Now generalize it: use two tiny textures and alternately render to them and alternately lock them:

  • Render frame 1

  • Render a triangle to texture 0

  • Lock and read texture 1

  • Render frame 2

  • Render a triangle to texture 1

  • Lock and read texture 0

  • Render frame 3

  • Render triangle to texture 0

  • Lock and read texture 1

  • Render frame 4

  • Render a triangle to texture 1

  • Lock and read texture 0

  • ...

Now, the GPU does not get stalled; it also never gets more than 2 frames ahead of the CPU.  Lag is up to one frame, but overall efficiency is higher since the GPU is always busy (if you are GPU bound). You can further generalize it to use triple-buffered textures, and you may even be able to insert multiple sync points per frame to get finer control over lag.

A second solution is to use DirectX 9's Asynchronous Query functionality (analogous to using fences in OpenGL).  At the end of your frame, insert a D3DQUERYTYPE_EVENT query into your rendering stream.  You can then poll whether the GPU has reached this event yet by using GetData.  As in 1) you can thus ensure (i.e., busy wait w/ the CPU) that the CPU never gets more than 2 frames ahead of the GPU, while the GPU is never idled.  Similarly it is conceivable to insert multiple queries per frame to get finer control over lag.

I upgraded my application to DirectX9 and my hardware shadow maps no longer work!  What's up?  

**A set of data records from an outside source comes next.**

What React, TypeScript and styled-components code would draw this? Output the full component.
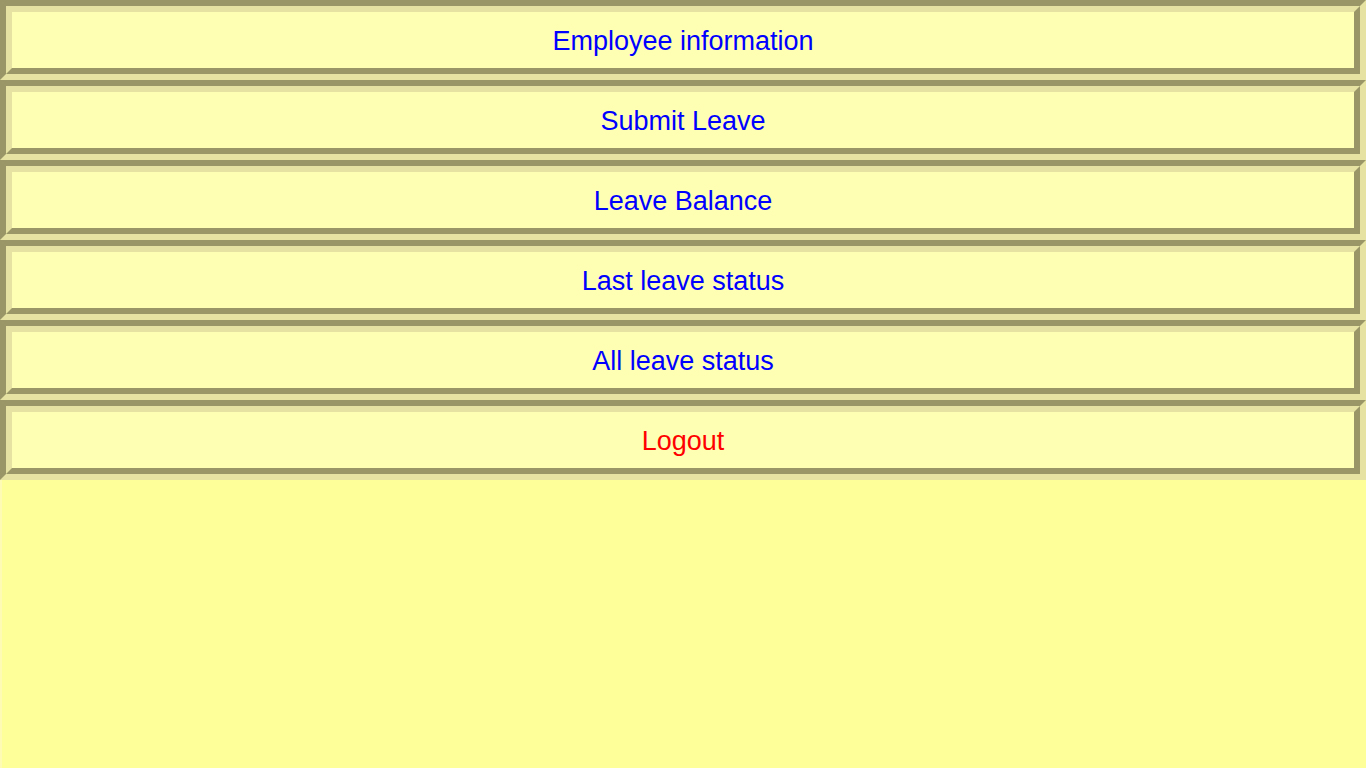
import React from "react";
import styled, { createGlobalStyle } from "styled-components";

const Colors = {
    PAGE: "#ffff99",
    FACE: "#ffffb3",
    DARK: "#9a9668",
    LIGHT: "#e6e3a2",
    LINK: "#0000ff",
    DANGER: "#ff0000",
};

const GlobalStyle = createGlobalStyle`
    html, body {
        margin: 0;
        padding: 0;
        height: 100%;
        background: ${Colors.PAGE};
    }
    #root {
        height: 100%;
    }
`;

const StyledPage = styled.div(() => ({
    display: "flex",
    flexDirection: "column",
    height: "100vh",
    width: "100%",
    overflow: "hidden",
}));

const StyledMenu = styled.nav(() => ({
    display: "flex",
    flexDirection: "column",
}));

// outer groove half: dark top/left, light bottom/right
const StyledMenuCell = styled.div(() => ({
    display: "flex",
    height: "80px",
    boxSizing: "border-box",
    borderStyle: "solid",
    borderWidth: "6px",
    borderColor: `${Colors.DARK} ${Colors.LIGHT} ${Colors.LIGHT} ${Colors.DARK}`,
}));

// inner groove half: light top/left, dark bottom/right
const StyledMenuButton = styled.button<{ danger?: boolean }>((props) => ({
    flex: 1,
    display: "flex",
    alignItems: "center",
    justifyContent: "center",
    margin: 0,
    padding: "2px 0 0 0",
    borderStyle: "solid",
    borderWidth: "6px",
    borderColor: `${Colors.LIGHT} ${Colors.DARK} ${Colors.DARK} ${Colors.LIGHT}`,
    backgroundColor: Colors.FACE,
    color: props.danger ? Colors.DANGER : Colors.LINK,
    fontFamily: "\"Liberation Sans\", Arial, sans-serif",
    fontSize: "27px",
    cursor: "pointer",
}));

const StyledContent = styled.main(() => ({
    flex: 1,
    backgroundColor: Colors.PAGE,
    borderLeft: "2px solid #fdfbb4",
}));

const menuItems = [
    { label: "Employee information" },
    { label: "Submit Leave" },
    { label: "Leave Balance" },
    { label: "Last leave status" },
    { label: "All leave status" },
    { label: "Logout", danger: true },
];

const App: React.FC = () => {
    return (
        <>
            <GlobalStyle />
            <StyledPage>
                <StyledMenu>
                    {menuItems.map(item => (
                        <StyledMenuCell key={item.label}>
                            <StyledMenuButton danger={item.danger}>
                                {item.label}
                            </StyledMenuButton>
                        </StyledMenuCell>
                    ))}
                </StyledMenu>
                <StyledContent />
            </StyledPage>
        </>
    )
}

export default App;
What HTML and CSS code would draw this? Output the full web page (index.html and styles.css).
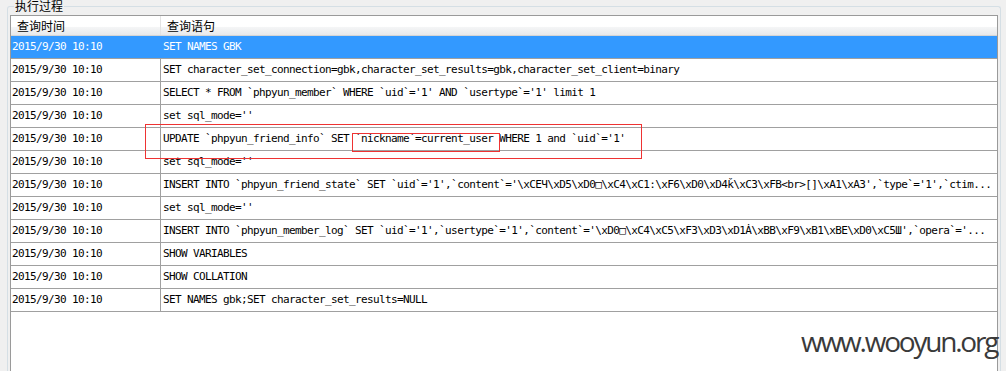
FILE: index.html
```html
<!DOCTYPE html>
<html lang="zh-CN">
<head>
    <meta charset="UTF-8">
    <title>执行过程</title>
    <link rel="stylesheet" href="styles.css">
</head>
<body>
    <!-- Group box: query log -->
    <div class="group">
        <span class="group-title">执行过程</span>
        <div class="grid">
            <div class="grid-head">
                <div class="cell c-time">查询时间</div>
                <div class="cell c-sql">查询语句</div>
            </div>
            <div class="row selected">
                <div class="cell c-time">2015/9/30 10:10</div>
                <div class="cell c-sql">SET NAMES GBK</div>
            </div>
            <div class="row">
                <div class="cell c-time">2015/9/30 10:10</div>
                <div class="cell c-sql">SET character_set_connection=gbk,character_set_results=gbk,character_set_client=binary</div>
            </div>
            <div class="row">
                <div class="cell c-time">2015/9/30 10:10</div>
                <div class="cell c-sql">SELECT * FROM `phpyun_member` WHERE `uid`='1' AND `usertype`='1' limit 1</div>
            </div>
            <div class="row">
                <div class="cell c-time">2015/9/30 10:10</div>
                <div class="cell c-sql">set sql_mode=''</div>
            </div>
            <div class="row">
                <div class="cell c-time">2015/9/30 10:10</div>
                <div class="cell c-sql">UPDATE `phpyun_friend_info` SET `nickname`=current_user WHERE 1 and `uid`='1'</div>
            </div>
            <div class="row">
                <div class="cell c-time">2015/9/30 10:10</div>
                <div class="cell c-sql">set sql_mode=''</div>
            </div>
            <div class="row">
                <div class="cell c-time">2015/9/30 10:10</div>
                <div class="cell c-sql">INSERT INTO `phpyun_friend_state` SET `uid`='1',`content`='\xCEЧ\xD5\xD0□\xC4\xC1:\xF6\xD0\xD4ǩ\xC3\xFB&lt;br&gt;[]\xA1\xA3',`type`='1',`ctim...</div>
            </div>
            <div class="row">
                <div class="cell c-time">2015/9/30 10:10</div>
                <div class="cell c-sql">set sql_mode=''</div>
            </div>
            <div class="row">
                <div class="cell c-time">2015/9/30 10:10</div>
                <div class="cell c-sql">INSERT INTO `phpyun_member_log` SET `uid`='1',`usertype`='1',`content`='\xD0□\xC4\xC5\xF3\xD3\xD1Ȧ\xBB\xF9\xB1\xBE\xD0\xC5Ш',`opera`='...</div>
            </div>
            <div class="row">
                <div class="cell c-time">2015/9/30 10:10</div>
                <div class="cell c-sql">SHOW VARIABLES</div>
            </div>
            <div class="row">
                <div class="cell c-time">2015/9/30 10:10</div>
                <div class="cell c-sql">SHOW COLLATION</div>
            </div>
            <div class="row">
                <div class="cell c-time">2015/9/30 10:10</div>
                <div class="cell c-sql">SET NAMES gbk;SET character_set_results=NULL</div>
            </div>
        </div>
    </div>

    <!-- Annotation boxes drawn over the grid -->
    <div class="mark mark-outer"></div>
    <div class="mark mark-inner"></div>

    <div class="watermark">www.wooyun.org</div>
</body>
</html>
```

FILE: styles.css
```css
html, body {
    margin: 0;
    padding: 0;
    height: 100%;
}

body {
    background-color: #f0f0f0;
    color: #000000;
    overflow: hidden;
    position: relative;
    font-family: "DejaVu Sans Mono", monospace;
    font-size: 11px;
}

.group {
    position: relative;
    margin: 6px 5px 0 7px;
    padding: 8px 2px 0 2px;
    height: 356px;
    border: 1px solid #d5dfe5;
    border-bottom: none;
    border-radius: 3px 3px 0 0;
}

.group-title {
    position: absolute;
    left: 6px;
    top: -7px;
    padding: 0 1px;
    background-color: #f0f0f0;
    font-family: "Noto Sans CJK SC", sans-serif;
    font-size: 12px;
    line-height: 12px;
}

.grid {
    height: 100%;
    overflow: hidden;
    background-color: #ffffff;
    border: 1px solid #9a9a9a;
    border-bottom: none;
    box-sizing: border-box;
}

.grid-head {
    display: flex;
    height: 19px;
    border-bottom: 1px solid #d5d5d5;
    background: linear-gradient(#ffffff 0%, #ffffff 55%, #f4f5f6 60%, #e8e9eb 100%);
    font-family: "Noto Sans CJK SC", sans-serif;
    font-size: 12px;
}

.grid-head .cell {
    line-height: 19px;
    padding-left: 6px;
    letter-spacing: 0;
}

.grid-head .c-time {
    border-right-color: #e3e3e3;
}

.row {
    display: flex;
    height: 22px;
    border-bottom: 1px solid #a0a0a0;
}

.cell {
    line-height: 22px;
    white-space: nowrap;
    overflow: hidden;
    letter-spacing: -0.62px;
}

.c-time {
    flex: none;
    width: 150px;
    box-sizing: border-box;
    padding-left: 1px;
    border-right: 1px solid #a0a0a0;
}

.c-sql {
    flex: 1;
    min-width: 0;
    padding-left: 2px;
}

.selected {
    background-color: #3399ff;
    color: #ffffff;
}

.selected .c-time {
    border-right-color: #3399ff;
}

.mark {
    position: absolute;
    border: 1px solid #ee3333;
}

.mark-outer {
    left: 145px;
    top: 124px;
    width: 495px;
    height: 33px;
}

.mark-inner {
    left: 352px;
    top: 133px;
    width: 146px;
    height: 17px;
}

.watermark {
    position: absolute;
    left: 801px;
    top: 327px;
    font-family: "Open Sans", sans-serif;
    font-size: 28px;
    line-height: 28px;
    letter-spacing: -2.2px;
    color: #3a3a3a;
}
```
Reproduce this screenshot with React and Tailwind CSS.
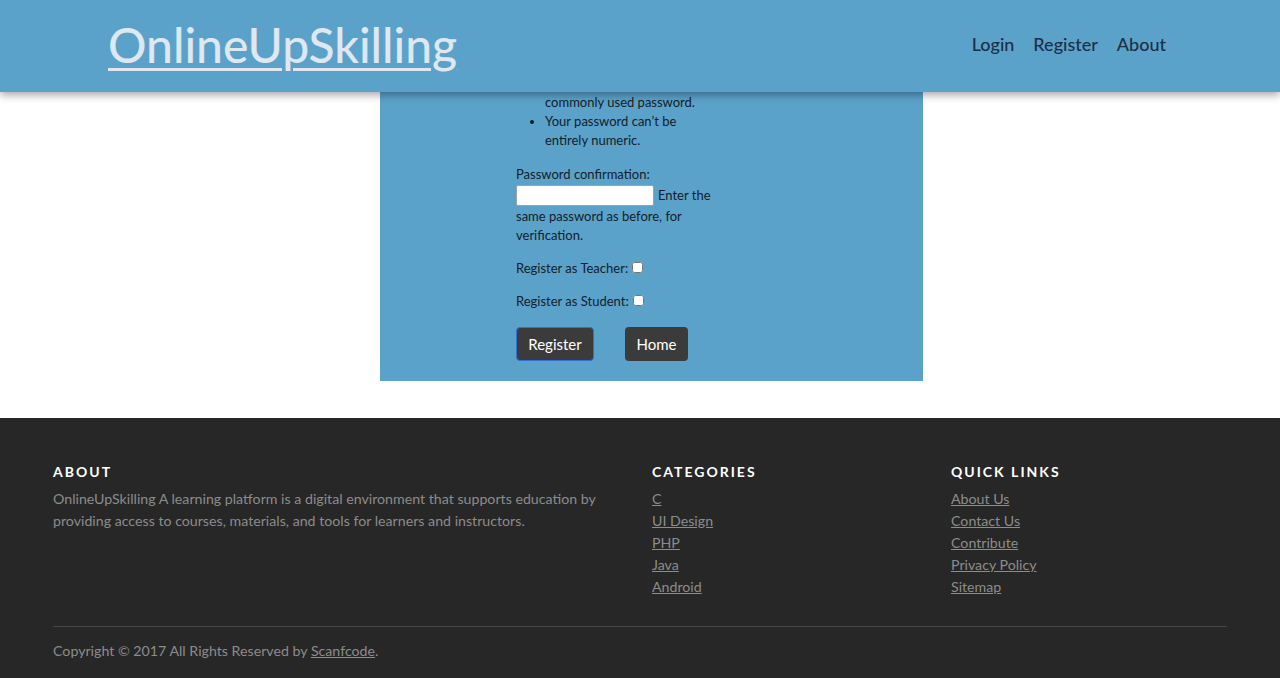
import React from "react";

const font = { fontFamily: "Lato, 'Noto Sans', 'Liberation Sans', sans-serif" };

export default function App() {
  return (
    <div className="relative w-[1280px] h-[678px] overflow-hidden bg-white" style={font}>
      {/* Fixed header overlaying the content */}
      <header className="absolute top-0 left-0 right-0 z-10 h-[92px] bg-[#5ba2ca] shadow-[0_3px_8px_rgba(0,0,0,0.35)] flex items-center justify-between pl-[108px] pr-[114px]">
        <a href="#" className="text-[48px] leading-none font-medium text-[#dfe7f0] underline decoration-[3px] underline-offset-[5px] -mt-[3px]">
          OnlineUpSkilling
        </a>
        <nav className="flex items-center gap-[19px] text-[18px] font-medium text-[#1b2f45] -mt-[3px]">
          <a href="#">Login</a>
          <a href="#">Register</a>
          <a href="#">About</a>
        </nav>
      </header>

      {/* Form box */}
      <div className="flex">
        <div className="ml-[380px] w-[543px] bg-[#5ba2ca] pt-[74px] pb-[20px] pl-[136px] text-[13px] leading-[19px] text-[#121d29]">
          <ul className="list-disc pl-[29px] whitespace-nowrap">
            <li>Your password can’t be a<br />commonly used password.</li>
            <li>Your password can’t be<br />entirely numeric.</li>
          </ul>
          <div className="mt-[15px] whitespace-nowrap">
            <div>Password confirmation:</div>
            <div className="flex items-center h-[23px]">
              <input type="password" className="w-[138px] h-[21px] bg-white border border-[#9aa4ad] rounded-[2px] mr-[4px]" />
              <span>Enter the</span>
            </div>
            <div>same password as before, for<br />verification.</div>
          </div>
          <div className="mt-[14px] flex items-center whitespace-nowrap">
            <span>Register as Teacher:</span>
            <input type="checkbox" className="ml-[4px] w-[11px] h-[11px] -mt-[2px]" />
          </div>
          <div className="mt-[14px] flex items-center whitespace-nowrap">
            <span>Register as Student:</span>
            <input type="checkbox" className="ml-[4px] w-[11px] h-[11px] -mt-[2px]" />
          </div>
          <div className="mt-[16px] flex items-center gap-[31px]">
            <button className="w-[78px] h-[34px] bg-[#3b3b3b] text-white text-[15px] rounded-[4px] border border-[#2f6fd6]">Register</button>
            <button className="w-[63px] h-[34px] bg-[#3b3b3b] text-white text-[15px] rounded-[4px]">Home</button>
          </div>
        </div>
      </div>

      {/* Footer */}
      <footer className="mt-[37px] bg-[#272727] pt-[43px] pb-[16px] px-[53px]">
        <div className="grid grid-cols-[599px_299px_1fr]">
          <div>
            <h3 className="text-[14px] leading-[22px] font-bold tracking-[2px] text-white">ABOUT</h3>
            <p className="mt-[5px] text-[14.2px] leading-[22px] text-[#8c8c8c]">
              OnlineUpSkilling A learning platform is a digital environment that supports education by<br />
              providing access to courses, materials, and tools for learners and instructors.
            </p>
          </div>
          <div>
            <h3 className="text-[14px] leading-[22px] font-bold tracking-[2px] text-white">CATEGORIES</h3>
            <ul className="mt-[5px] text-[14.2px] leading-[22px] text-[#8c8c8c]">
              <li><a href="#" className="underline">C</a></li>
              <li><a href="#" className="underline">UI Design</a></li>
              <li><a href="#" className="underline">PHP</a></li>
              <li><a href="#" className="underline">Java</a></li>
              <li><a href="#" className="underline">Android</a></li>
            </ul>
          </div>
          <div>
            <h3 className="text-[14px] leading-[22px] font-bold tracking-[2px] text-white">QUICK LINKS</h3>
            <ul className="mt-[5px] text-[14.2px] leading-[22px] text-[#8c8c8c]">
              <li><a href="#" className="underline">About Us</a></li>
              <li><a href="#" className="underline">Contact Us</a></li>
              <li><a href="#" className="underline">Contribute</a></li>
              <li><a href="#" className="underline">Privacy Policy</a></li>
              <li><a href="#" className="underline">Sitemap</a></li>
            </ul>
          </div>
        </div>
        <hr className="mt-[28px] border-0 border-t border-[#454545]" />
        <p className="mt-[13px] text-[14.2px] leading-[22px] text-[#8c8c8c]">
          Copyright © 2017 All Rights Reserved by <a href="#" className="underline">Scanfcode</a>.
        </p>
      </footer>
    </div>
  );
}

We've changed the behavior of hardware shadow maps between the DirectX8 and DirectX9 interfaces.  In DirectX8, you're required to scale the interpolated z component (that will be compared with the value in the shadow map) by the bit depth of the shadow map itself.  Starting with the DirectX9 interfaces, we've changed this behavior to no longer require this scale, so the z value should be in the range [0..1], regardless of bit depth.  Basically, we wanted to implement this new cleaner behavior, but didn't want to break shipping apps that rely on the old behavior, so we changed it only for the new DX9 interfaces.

How do I force FSAA on within my application?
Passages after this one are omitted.